In the interest of keeping this blog post short, I will only mention further that Wilson is currently in the public eye due to calls from Princeton students to rename the Woodrow Wilson School of International Affairs because of his well-known racism.
For all of the above reasons, it may seem reasonable to attempt to wipe Wilson’s legacy from the school and the country. But I side with Diodorus Siculus on the subject of erasing legacies. Rather than eliminating the memory of evil men, it is better to “publish [the] truth to the stain of their memory.” Let the school continue by the name of Wilson, so that for generations to come people will reflect on how his actions resulted in the death and oppression of countless souls.
Beer of the week: Kalnapils Bock – One of the many unintended consequences of the First World War was the declaration of Lithuania as a sovereign nation. This is the first Lithuanian beer that I have had and, unfortunately, it is not very good. Initially, I was surprised to see how pale this beer is for a “bock”. It pours with a fluffy head that fades quickly. The aroma is reminiscent of cheap malt liquor: cheap grain, some alcohol. The aftertaste is decidedly metallic.

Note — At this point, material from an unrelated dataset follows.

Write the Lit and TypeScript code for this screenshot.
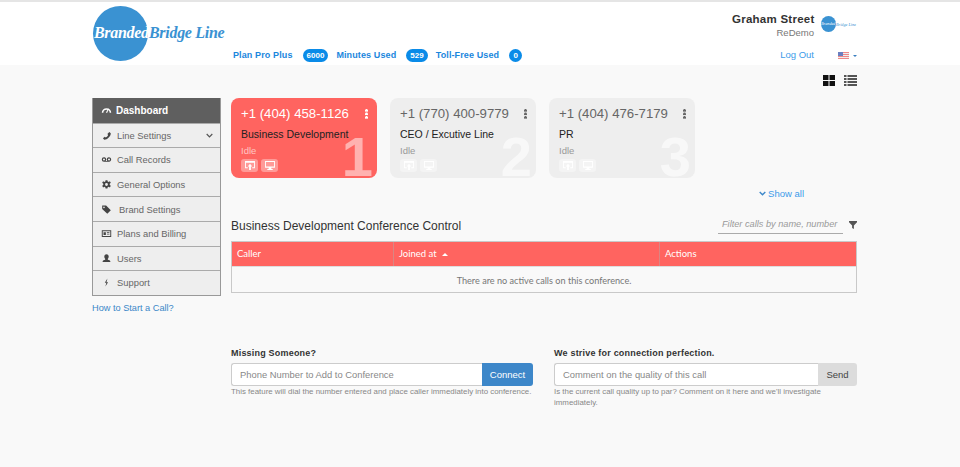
import { LitElement, html, css, svg } from 'lit';
import { customElement } from 'lit/decorators.js';

const icons: Record<string, unknown> = {
  gauge: svg`<path d="M1 10a6 6 0 0 1 12 0h-2a4 4 0 0 0-8 0z"/><path d="M6.2 10 9 4.6l.8.4L8 10z"/>`,
  phone: svg`<path d="M10.6 2.4 12.4 4c.4 3.6-4.6 8.4-8.3 8.3L2.5 10.5l2.3-2 1.3 1.1c1.3-.6 2.5-1.8 3-3.1L8.1 5z"/>`,
  voicemail: svg`<path fill-rule="evenodd" d="M3.8 4.2A2.8 2.8 0 0 1 6 8.8h2a2.8 2.8 0 1 1 2.2 1H3.8a2.8 2.8 0 0 1 0-5.6zm0 1.5a1.3 1.3 0 1 0 0 2.6 1.3 1.3 0 0 0 0-2.6zm6.4 0a1.3 1.3 0 1 0 0 2.6 1.3 1.3 0 0 0 0-2.6z"/>`,
  cog: svg`<path fill-rule="evenodd" d="M5.8 1.5h2.4l.3 1.7 1.3.6 1.5-.9 1.2 2-1.4 1.1v1.6l1.4 1.1-1.2 2-1.5-.9-1.3.6-.3 1.7H5.8l-.3-1.7-1.3-.6-1.5.9-1.2-2L2.9 7.600V6L1.5 4.900l1.2-2 1.5.9 1.3-.6zM7 5.200a1.800 1.800 0 1 0 0 3.600 1.800 1.800 0 0 0 0-3.600z"/>`,
  tag: svg`<path fill-rule="evenodd" d="M1.5 2h5l6 6-4.5 4.500-6.500-6zM3.800 3.300a1 1 0 1 0 0 2 1 1 0 0 0 0-2z"/>`,
  billing: svg`<path fill-rule="evenodd" d="M1 3h12v8.500H1zm1.200 1.200v6h9.600v-6z"/><path d="M3.200 5.400h3v3.600h-3zM7.500 5.400h3.200v1H7.500zM7.500 7.200h3.200v1H7.500z"/>`,
  user: svg`<path d="M7 1.500c1.800 0 2.800 1.300 2.800 3 0 1.300-.6 2.400-1.300 3 .1.700.5 1 1.300 1.300 1.200.4 2.200.8 2.200 2.700H2c0-1.900 1-2.300 2.200-2.700.8-.3 1.200-.6 1.300-1.300-.7-.6-1.300-1.700-1.300-3 0-1.700 1-3 2.800-3z"/>`,
  bolt: svg`<path d="M8.200 2 4.800 7.300h2l-1.200 4.900 3.400-5.600H7z"/>`,
};

const menu = [
  { label: 'Dashboard', icon: 'gauge', active: true },
  { label: 'Line Settings', icon: 'phone', more: true },
  { label: 'Call Records', icon: 'voicemail' },
  { label: 'General Options', icon: 'cog' },
  { label: 'Brand Settings', icon: 'tag', wide: true },
  { label: 'Plans and Billing', icon: 'billing' },
  { label: 'Users', icon: 'user' },
  { label: 'Support', icon: 'bolt' },
];

const lines = [
  { phone: '+1 (404) 458-1126', name: 'Business Development', no: 1, on: true },
  { phone: '+1 (770) 400-9779', name: 'CEO / Excutive Line', no: 2 },
  { phone: '+1 (404) 476-7179', name: 'PR', no: 3 },
];

@customElement('app-root')
export class AppRoot extends LitElement {
  static styles = css`
    :host {
      display: block;
      height: 467px;
      overflow: hidden;
      background: #f9f9f9;
      font-family: "Liberation Sans", Arial, sans-serif;
      color: #333;
    }
    * { box-sizing: border-box; }

    /* Header */
    .top {
      height: 65px;
      background: #fff;
      border-top: 2px solid #e5e5e5;
      padding: 0 103px 0 93px;
      display: flex;
    }
    .logo {
      width: 140px;
      height: 56px;
      margin-top: 3px;
      display: flex;
      align-items: center;
      white-space: nowrap;
      font: italic bold 16px "Liberation Serif", serif;
      letter-spacing: -0.3px;
      color: #3a92d2;
    }
    .logo-disc {
      width: 55px;
      height: 55px;
      border-radius: 50%;
      background: #3a92d2;
      color: #fff;
      display: flex;
      align-items: center;
      flex: none;
      padding-left: 1px;
    }
    .logo-rest { padding-left: 1px; }
    .stats {
      align-self: flex-end;
      display: flex;
      align-items: center;
      height: 20px;
      font-size: 9px;
      font-weight: 700;
      letter-spacing: 0.12px;
      color: #1a86dd;
      white-space: nowrap;
    }
    .stats b {
      background: #0a8be8;
      color: #fff;
      border-radius: 7px;
      height: 13px;
      line-height: 13px;
      padding: 0 4px;
      margin: 0 8px 0 10px;
      font-size: 8px;
      letter-spacing: 0;
      min-width: 13px;
      text-align: center;
    }
    .user {
      margin-left: auto;
      width: 125px;
      display: grid;
      grid-template-columns: 82px 43px;
      grid-template-rows: 43px 20px;
    }
    .who { text-align: right; padding-top: 10px; white-space: nowrap; }
    .who strong {
      display: block;
      font-size: 11.5px;
      letter-spacing: 0.25px;
      line-height: 14px;
      color: #333;
    }
    .who span { display: block; font-size: 9.5px; color: #777; line-height: 14px; }
    .mini {
      margin: 14px 0 0 7px;
      display: flex;
      align-items: center;
      height: 16px;
      font: italic 4.2px "Liberation Serif", serif;
      color: #3a92d2;
      white-space: nowrap;
    }
    .mini i {
      width: 15px;
      height: 16px;
      border-radius: 50%;
      background: #3a92d2;
      flex: none;
      color: #fff;
      line-height: 16px;
      overflow: hidden;
    }
    .logout { text-align: right; font-size: 9.5px; color: #3d9be9; line-height: 20px; }
    .lang { display: flex; align-items: center; gap: 4px; padding-left: 24px; padding-top: 1px; }
    .lang svg { display: block; flex: none; }
    .caret { width: 0; height: 0; border: 2.5px solid transparent; border-top-color: #3a7fc0; border-bottom: 0; flex: none; }

    /* View toggles */
    .views {
      display: flex;
      justify-content: flex-end;
      gap: 9px;
      height: 33px;
      padding: 10px 103px 0 0;
    }

    /* Page columns */
    .page { display: flex; padding-left: 92px; gap: 10px; align-items: flex-start; }
    .side { width: 129px; flex: none; }
    .menu { border: 1px solid #999; border-top: 0; background: #eee; }
    .item {
      height: 24.6px;
      display: flex;
      align-items: center;
      font-size: 9.4px;
      color: #666;
      border-top: 1px solid #aaa;
      padding-left: 8px;
    }
    .item svg.ic { width: 11px; height: 11px; fill: #444; flex: none; margin-right: 5px; }
    .item.wide svg.ic { margin-right: 7px; }
    .item.active { background: #5f5f5f; color: #fff; font-size: 10px; font-weight: 700; border-top-color: #5f5f5f; }
    .item.active svg.ic { fill: #fff; margin-right: 4px; }
    .item .more { margin-left: auto; margin-right: 7px; width: 7px; height: 5px; }
    .howto { display: block; margin-top: 6px; font-size: 9.2px; color: #3a87c8; line-height: 12px; }

    .main { width: 626px; flex: none; }
    .cards { display: flex; gap: 13px; }
    .card {
      width: 146px;
      height: 80px;
      border-radius: 8px;
      background: #eeeeee;
      position: relative;
      padding: 8px 0 0 10px;
    }
    .card.on { background: #ff6460; }
    .num { font-size: 13.2px; line-height: 16px; color: #666; }
    .card.on .num { color: #fff; }
    .dots {
      position: absolute;
      top: 11px;
      right: 9px;
      width: 3px;
      height: 10px;
      background: radial-gradient(circle at 50% 1.5px, #666 1.4px, transparent 1.5px) 0 0 / 3px 3.5px repeat-y;
    }
    .card.on .dots {
      background: radial-gradient(circle at 50% 1.5px, #fff 1.4px, transparent 1.5px) 0 0 / 3px 3.5px repeat-y;
    }
    .name { font-size: 10.5px; line-height: 13px; color: #222; margin-top: 5.5px; white-space: nowrap; }
    .idle { font-size: 9.5px; line-height: 12px; color: #999; margin-top: 4.5px; }
    .card.on .idle { color: #ffc4c2; }
    .tools { display: flex; gap: 3px; margin-top: 2px; }
    .tool {
      width: 17px;
      height: 13px;
      border-radius: 3px;
      background: rgba(255, 255, 255, 0.35);
      display: flex;
      align-items: center;
      justify-content: center;
    }
    .tool svg { width: 10px; height: 9px; fill: #fff; }
    .big {
      position: absolute;
      right: 4px;
      bottom: 0;
      font-size: 56px;
      line-height: 42px;
      font-weight: 700;
      color: rgba(255, 255, 255, 0.5);
    }
    .card:not(.on) .big { color: rgba(255, 255, 255, 0.6); }

    .showall {
      text-align: right;
      padding-right: 53px;
      margin-top: 10px;
      font-size: 9.5px;
      line-height: 12px;
      color: #3d9be9;
      height: 12px;
    }
    .showall svg { width: 7px; height: 5px; margin-right: 2px; vertical-align: 1px; }

    .head {
      display: flex;
      align-items: flex-end;
      margin-top: 16px;
      height: 18px;
    }
    .head h2 {
      margin: 0;
      font-size: 12px;
      font-weight: 400;
      color: #333;
      line-height: 16px;
    }
    .filter {
      margin-left: auto;
      width: 125px;
      height: 17px;
      border-bottom: 1px solid #aaa;
      font-size: 9.2px;
      font-style: italic;
      color: #999;
      line-height: 15px;
      padding-left: 4px;
      white-space: nowrap;
    }
    .funnel { width: 8px; height: 8px; margin: 0 0 5px 6px; fill: #555; flex: none; }

    .table {
      margin-top: 7px;
      height: 52px;
      border: 1px solid #c9c9c9;
      font-family: Lato, sans-serif;
      font-size: 9.5px;
    }
    .thead {
      display: grid;
      grid-template-columns: 161px 266px 1fr;
      height: 24px;
      background: #ff6460;
      color: #fff;
      line-height: 24px;
    }
    .thead div { padding-left: 5px; border-left: 1px solid #d98683; }
    .thead div:first-child { border-left: 0; }
    .sort {
      display: inline-block;
      width: 0;
      height: 0;
      border: 3px solid transparent;
      border-bottom-color: #fff;
      border-top: 0;
      margin-left: 3px;
      vertical-align: 1px;
    }
    .empty { text-align: center; color: #777; font-size: 9.15px; line-height: 27px; border-top: 1px solid #ddd; }

    .forms { display: flex; gap: 21px; margin-top: 54px; align-items: flex-start; }
    .form { width: 302px; }
    .form + .form { width: 303px; }
    .form h3 {
      margin: 0 0 4px;
      font-size: 9px;
      font-weight: 700;
      letter-spacing: 0.2px;
      line-height: 12px;
      color: #333;
    }
    .group { display: flex; height: 23px; }
    .field {
      flex: 1;
      background: #fff;
      border: 1px solid #ccc;
      border-right: 0;
      border-radius: 3px 0 0 3px;
      padding-left: 8px;
      font-size: 9.4px;
      line-height: 21px;
      color: #888;
    }
    .btn {
      width: 51px;
      border-radius: 0 3px 3px 0;
      background: #3d87c9;
      color: #fff;
      font-size: 9.5px;
      line-height: 23px;
      text-align: center;
    }
    .btn.plain { width: 39px; background: #dcdcdc; color: #444; }
    .help { margin: 0; font-size: 7.9px; line-height: 11px; color: #888; }
    .help.one { white-space: nowrap; }
  `;

  private renderCard(l: (typeof lines)[number]) {
    return html`
      <div class="card ${l.on ? 'on' : ''}">
        <div class="num">${l.phone}</div>
        <span class="dots"></span>
        <div class="name">${l.name}</div>
        <div class="idle">Idle</div>
        <div class="tools">
          <span class="tool">
            <svg viewBox="0 0 11 10"><path fill-rule="evenodd" d="M0 0h11v8H8V7h2V2H1v5h2v1H0z"/><path d="M5.5 3 8 6H6.5v4h-2V6H3z"/></svg>
          </span>
          <span class="tool">
            <svg viewBox="0 0 11 10"><path fill-rule="evenodd" d="M0 0h11v7.5H7V9h1.5v1h-6V9H4V7.5H0zm1 1v5h9V1z"/></svg>
          </span>
        </div>
        <span class="big">${l.no}</span>
      </div>
    `;
  }

  render() {
    return html`
      <div class="top">
        <div class="logo">
          <div class="logo-disc"><span>Branded</span></div>
          <span class="logo-rest">Bridge Line</span>
        </div>
        <div class="stats">
          Plan Pro Plus<b>6000</b>Minutes Used<b>529</b>Toll-Free Used<b>0</b>
        </div>
        <div class="user">
          <div class="who"><strong>Graham Street</strong><span>ReDemo</span></div>
          <div class="mini"><i>Branded</i>Bridge Line</div>
          <div class="logout">Log Out</div>
          <div class="lang">
            <svg width="11" height="7" viewBox="0 0 11 7">
              <rect width="11" height="7" fill="#e88"/>
              <rect y="1" width="11" height="1" fill="#eee"/>
              <rect y="3" width="11" height="1" fill="#eee"/>
              <rect y="5" width="11" height="1" fill="#eee"/>
              <rect width="5" height="4" fill="#6a7fc0"/>
            </svg>
            <span class="caret"></span>
          </div>
        </div>
      </div>

      <div class="views">
        <svg width="12" height="11" viewBox="0 0 12 11" fill="#111">
          <path d="M0 0h5.5v5H0zM6.5 0H12v5H6.500zM0 6h5.500v5H0zM6.500 6H12v5H6.500z"/>
        </svg>
        <svg width="13" height="11" viewBox="0 0 13 11" fill="#555">
          <path d="M0 0h2.500v2H0zM3.500 0H13v2H3.500zM0 3h2.500v2H0zM3.500 3H13v2H3.500zM0 6h2.500v2H0zM3.500 6H13v2H3.500zM0 9h2.500v2H0zM3.500 9H13v2H3.500z"/>
        </svg>
      </div>

      <div class="page">
        <div class="side">
          <div class="menu">
            ${menu.map(
              (m) => html`
                <div class="item ${m.active ? 'active' : ''} ${m.wide ? 'wide' : ''}">
                  <svg class="ic" viewBox="0 0 14 14">${icons[m.icon]}</svg>
                  ${m.label}
                  ${m.more
                    ? html`<svg class="more" viewBox="0 0 7 5"><path d="M.7 1 3.5 3.8 6.3 1" fill="none" stroke="#555" stroke-width="1.2"/></svg>`
                    : ''}
                </div>
              `
            )}
          </div>
          <a class="howto">How to Start a Call?</a>
        </div>

        <div class="main">
          <div class="cards">${lines.map((l) => this.renderCard(l))}</div>
          <div class="showall">
            <svg viewBox="0 0 7 5"><path d="M.7 1 3.5 3.8 6.3 1" fill="none" stroke="#3d87c9" stroke-width="1.4"/></svg>Show all
          </div>
          <div class="head">
            <h2>Business Development Conference Control</h2>
            <div class="filter">Filter calls by name, number</div>
            <svg class="funnel" viewBox="0 0 9 9"><path d="M0 0h9v1.5L5.5 5v4l-2-1.2V5L0 1.5z"/></svg>
          </div>
          <div class="table">
            <div class="thead">
              <div>Caller</div>
              <div>Joined at <span class="sort"></span></div>
              <div>Actions</div>
            </div>
            <div class="empty">There are no active calls on this conference.</div>
          </div>
          <div class="forms">
            <div class="form">
              <h3>Missing Someone?</h3>
              <div class="group">
                <div class="field">Phone Number to Add to Conference</div>
                <div class="btn">Connect</div>
              </div>
              <p class="help one">This feature will dial the number entered and place caller immediately into conference.</p>
            </div>
            <div class="form">
              <h3>We strive for connection perfection.</h3>
              <div class="group">
                <div class="field">Comment on the quality of this call</div>
                <div class="btn plain">Send</div>
              </div>
              <p class="help">Is the current call quality up to par? Comment on it here and we'll investigate immediately.</p>
            </div>
          </div>
        </div>
      </div>
    `;
  }
}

Step up your game, Lithuania.
Reading for the week: Bibliotheca Historica, by Diodorus Siculus – In the preface to Book XIV of his “universal history”, Diodorus points out that men of high standing are subject to greater censure for their faults. “Let this therefore startle wicked men to consider, that they leave behind them an ugly representation of themselves, to the view of posterity for ever.”
Question for the week: Is it better to totally annihilate the memory of a bad man or to preserve his infamy as a warning to future generations?
*This post was accidentally published prematurely last week. So if you saw it then and couldn’t find it later, that’s why.